(begin)

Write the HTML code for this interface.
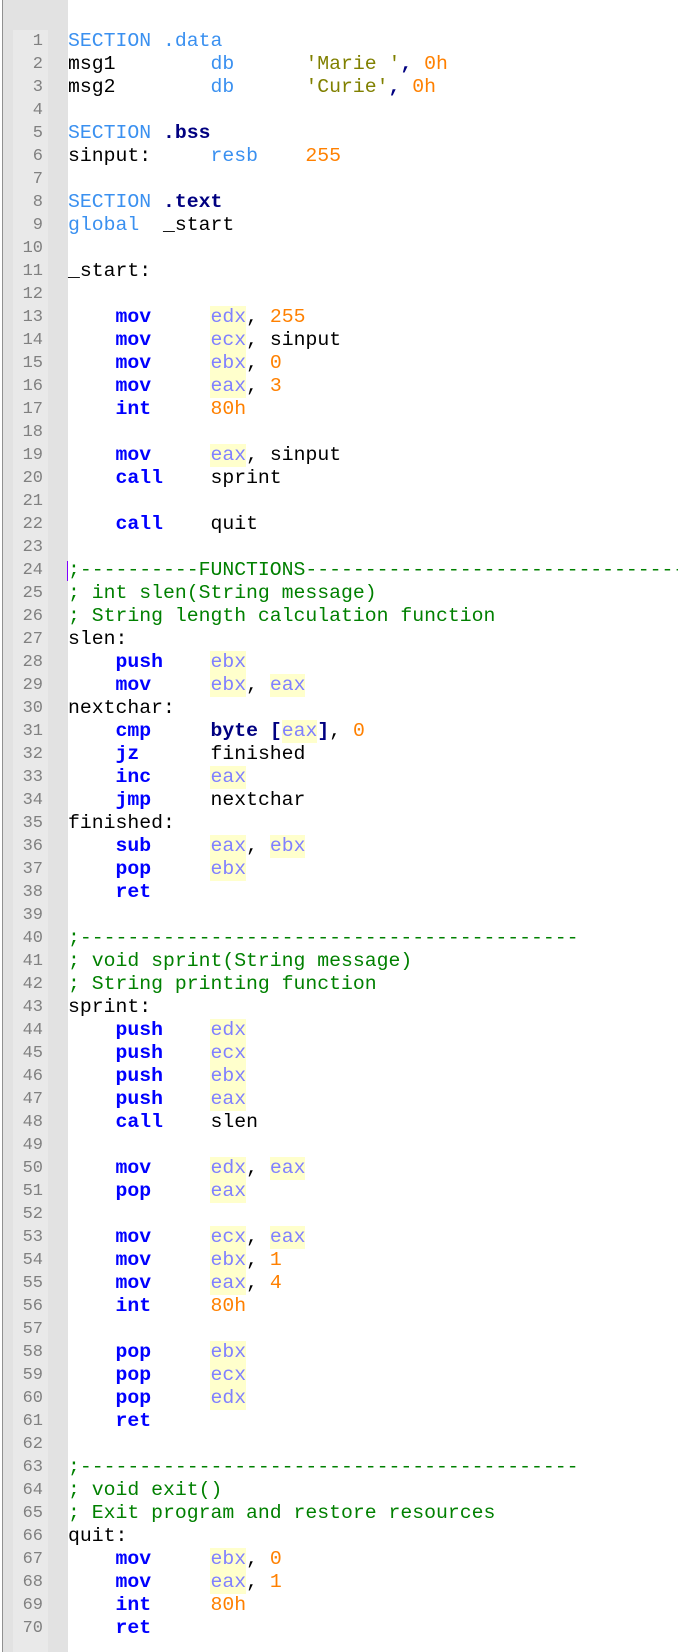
<!DOCTYPE html>
<html><head><meta charset="utf-8"><style>
html,body{margin:0;padding:0;background:#fff;width:678px;height:1652px;overflow:hidden;position:relative;font-family:"Liberation Mono",monospace;}
.g0{position:absolute;left:2px;top:0;width:1px;height:1652px;background:#909090}
.g1{position:absolute;left:3px;top:0;width:65px;height:1652px;background:#e2e2e2}
.g2{position:absolute;left:13px;top:30px;width:35px;height:1622px;background:#e9e9e9}
.ln{position:absolute;left:0;width:43px;text-align:right;font-size:17px;color:#808080;height:23px;line-height:23px}
.c{position:absolute;left:68px;white-space:pre;font-size:19.8px;height:23px;line-height:23px;color:#000}
.k{color:#3a90f0}
.nv{color:#000080;font-weight:bold}
.s{color:#808000}
.n{color:#ff8000}
.i{color:#0000ff;font-weight:bold}
.r{color:#8080ff;background:#ffffcc;display:inline-block;height:23px}
.m{color:#008000}
.cur{position:absolute;left:67px;width:1px;height:20px;background:#8000ff}
</style></head><body>
<div class="g0"></div><div class="g1"></div><div class="g2"></div>
<div id="w"></div>
<script>
var L=[
'<span class="k">SECTION .data</span>',
'msg1        <span class="k">db</span>      <span class="s">\'Marie \'</span><span class="nv">,</span> <span class="n">0h</span>',
'msg2        <span class="k">db</span>      <span class="s">\'Curie\'</span><span class="nv">,</span> <span class="n">0h</span>',
'',
'<span class="k">SECTION</span> <span class="nv">.bss</span>',
'sinput:     <span class="k">resb</span>    <span class="n">255</span>',
'',
'<span class="k">SECTION</span> <span class="nv">.text</span>',
'<span class="k">global</span>  _start',
'',
'_start:',
'',
'    <span class="i">mov</span>     <span class="r">edx</span>, <span class="n">255</span>',
'    <span class="i">mov</span>     <span class="r">ecx</span>, sinput',
'    <span class="i">mov</span>     <span class="r">ebx</span>, <span class="n">0</span>',
'    <span class="i">mov</span>     <span class="r">eax</span>, <span class="n">3</span>',
'    <span class="i">int</span>     <span class="n">80h</span>',
'',
'    <span class="i">mov</span>     <span class="r">eax</span>, sinput',
'    <span class="i">call</span>    sprint',
'',
'    <span class="i">call</span>    quit',
'',
'<span class="m">;----------FUNCTIONS---------------------------------</span>',
'<span class="m">; int slen(String message)</span>',
'<span class="m">; String length calculation function</span>',
'slen:',
'    <span class="i">push</span>    <span class="r">ebx</span>',
'    <span class="i">mov</span>     <span class="r">ebx</span>, <span class="r">eax</span>',
'nextchar:',
'    <span class="i">cmp</span>     <span class="nv">byte [</span><span class="r">eax</span><span class="nv">]</span>, <span class="n">0</span>',
'    <span class="i">jz</span>      finished',
'    <span class="i">inc</span>     <span class="r">eax</span>',
'    <span class="i">jmp</span>     nextchar',
'finished:',
'    <span class="i">sub</span>     <span class="r">eax</span>, <span class="r">ebx</span>',
'    <span class="i">pop</span>     <span class="r">ebx</span>',
'    <span class="i">ret</span>',
'',
'<span class="m">;------------------------------------------</span>',
'<span class="m">; void sprint(String message)</span>',
'<span class="m">; String printing function</span>',
'sprint:',
'    <span class="i">push</span>    <span class="r">edx</span>',
'    <span class="i">push</span>    <span class="r">ecx</span>',
'    <span class="i">push</span>    <span class="r">ebx</span>',
'    <span class="i">push</span>    <span class="r">eax</span>',
'    <span class="i">call</span>    slen',
'',
'    <span class="i">mov</span>     <span class="r">edx</span>, <span class="r">eax</span>',
'    <span class="i">pop</span>     <span class="r">eax</span>',
'',
'    <span class="i">mov</span>     <span class="r">ecx</span>, <span class="r">eax</span>',
'    <span class="i">mov</span>     <span class="r">ebx</span>, <span class="n">1</span>',
'    <span class="i">mov</span>     <span class="r">eax</span>, <span class="n">4</span>',
'    <span class="i">int</span>     <span class="n">80h</span>',
'',
'    <span class="i">pop</span>     <span class="r">ebx</span>',
'    <span class="i">pop</span>     <span class="r">ecx</span>',
'    <span class="i">pop</span>     <span class="r">edx</span>',
'    <span class="i">ret</span>',
'',
'<span class="m">;------------------------------------------</span>',
'<span class="m">; void exit()</span>',
'<span class="m">; Exit program and restore resources</span>',
'quit:',
'    <span class="i">mov</span>     <span class="r">ebx</span>, <span class="n">0</span>',
'    <span class="i">mov</span>     <span class="r">eax</span>, <span class="n">1</span>',
'    <span class="i">int</span>     <span class="n">80h</span>',
'    <span class="i">ret</span>'
];
var h='';
for(var j=0;j<L.length;j++){var t=30+j*23;
h+='<div class="ln" style="top:'+t+'px">'+(j+1)+'</div><div class="c" style="top:'+t+'px">'+L[j]+'</div>';}
h+='<div class="cur" style="top:'+(30+23*23+2)+'px"></div>';
document.getElementById('w').innerHTML=h;
</script>
</body></html>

(end)

- **Problem to work on**: Return the full material word for word. Do not include the pictures.

- **In response**:
Write the HTML code for this interface.
<!DOCTYPE html>
<html><head><meta charset="utf-8"><style>
html,body{margin:0;padding:0;background:#fff;width:678px;height:1652px;overflow:hidden;position:relative;font-family:"Liberation Mono",monospace;}
.g0{position:absolute;left:2px;top:0;width:1px;height:1652px;background:#909090}
.g1{position:absolute;left:3px;top:0;width:65px;height:1652px;background:#e2e2e2}
.g2{position:absolute;left:13px;top:30px;width:35px;height:1622px;background:#e9e9e9}
.ln{position:absolute;left:0;width:43px;text-align:right;font-size:17px;color:#808080;height:23px;line-height:23px}
.c{position:absolute;left:68px;white-space:pre;font-size:19.8px;height:23px;line-height:23px;color:#000}
.k{color:#3a90f0}
.nv{color:#000080;font-weight:bold}
.s{color:#808000}
.n{color:#ff8000}
.i{color:#0000ff;font-weight:bold}
.r{color:#8080ff;background:#ffffcc;display:inline-block;height:23px}
.m{color:#008000}
.cur{position:absolute;left:67px;width:1px;height:20px;background:#8000ff}
</style></head><body>
<div class="g0"></div><div class="g1"></div><div class="g2"></div>
<div id="w"></div>
<script>
var L=[
'<span class="k">SECTION .data</span>',
'msg1        <span class="k">db</span>      <span class="s">\'Marie \'</span><span class="nv">,</span> <span class="n">0h</span>',
'msg2        <span class="k">db</span>      <span class="s">\'Curie\'</span><span class="nv">,</span> <span class="n">0h</span>',
'',
'<span class="k">SECTION</span> <span class="nv">.bss</span>',
'sinput:     <span class="k">resb</span>    <span class="n">255</span>',
'',
'<span class="k">SECTION</span> <span class="nv">.text</span>',
'<span class="k">global</span>  _start',
'',
'_start:',
'',
'    <span class="i">mov</span>     <span class="r">edx</span>, <span class="n">255</span>',
'    <span class="i">mov</span>     <span class="r">ecx</span>, sinput',
'    <span class="i">mov</span>     <span class="r">ebx</span>, <span class="n">0</span>',
'    <span class="i">mov</span>     <span class="r">eax</span>, <span class="n">3</span>',
'    <span class="i">int</span>     <span class="n">80h</span>',
'',
'    <span class="i">mov</span>     <span class="r">eax</span>, sinput',
'    <span class="i">call</span>    sprint',
'',
'    <span class="i">call</span>    quit',
'',
'<span class="m">;----------FUNCTIONS---------------------------------</span>',
'<span class="m">; int slen(String message)</span>',
'<span class="m">; String length calculation function</span>',
'slen:',
'    <span class="i">push</span>    <span class="r">ebx</span>',
'    <span class="i">mov</span>     <span class="r">ebx</span>, <span class="r">eax</span>',
'nextchar:',
'    <span class="i">cmp</span>     <span class="nv">byte [</span><span class="r">eax</span><span class="nv">]</span>, <span class="n">0</span>',
'    <span class="i">jz</span>      finished',
'    <span class="i">inc</span>     <span class="r">eax</span>',
'    <span class="i">jmp</span>     nextchar',
'finished:',
'    <span class="i">sub</span>     <span class="r">eax</span>, <span class="r">ebx</span>',
'    <span class="i">pop</span>     <span class="r">ebx</span>',
'    <span class="i">ret</span>',
'',
'<span class="m">;------------------------------------------</span>',
'<span class="m">; void sprint(String message)</span>',
'<span class="m">; String printing function</span>',
'sprint:',
'    <span class="i">push</span>    <span class="r">edx</span>',
'    <span class="i">push</span>    <span class="r">ecx</span>',
'    <span class="i">push</span>    <span class="r">ebx</span>',
'    <span class="i">push</span>    <span class="r">eax</span>',
'    <span class="i">call</span>    slen',
'',
'    <span class="i">mov</span>     <span class="r">edx</span>, <span class="r">eax</span>',
'    <span class="i">pop</span>     <span class="r">eax</span>',
'',
'    <span class="i">mov</span>     <span class="r">ecx</span>, <span class="r">eax</span>',
'    <span class="i">mov</span>     <span class="r">ebx</span>, <span class="n">1</span>',
'    <span class="i">mov</span>     <span class="r">eax</span>, <span class="n">4</span>',
'    <span class="i">int</span>     <span class="n">80h</span>',
'',
'    <span class="i">pop</span>     <span class="r">ebx</span>',
'    <span class="i">pop</span>     <span class="r">ecx</span>',
'    <span class="i">pop</span>     <span class="r">edx</span>',
'    <span class="i">ret</span>',
'',
'<span class="m">;------------------------------------------</span>',
'<span class="m">; void exit()</span>',
'<span class="m">; Exit program and restore resources</span>',
'quit:',
'    <span class="i">mov</span>     <span class="r">ebx</span>, <span class="n">0</span>',
'    <span class="i">mov</span>     <span class="r">eax</span>, <span class="n">1</span>',
'    <span class="i">int</span>     <span class="n">80h</span>',
'    <span class="i">ret</span>'
];
var h='';
for(var j=0;j<L.length;j++){var t=30+j*23;
h+='<div class="ln" style="top:'+t+'px">'+(j+1)+'</div><div class="c" style="top:'+t+'px">'+L[j]+'</div>';}
h+='<div class="cur" style="top:'+(30+23*23+2)+'px"></div>';
document.getElementById('w').innerHTML=h;
</script>
</body></html>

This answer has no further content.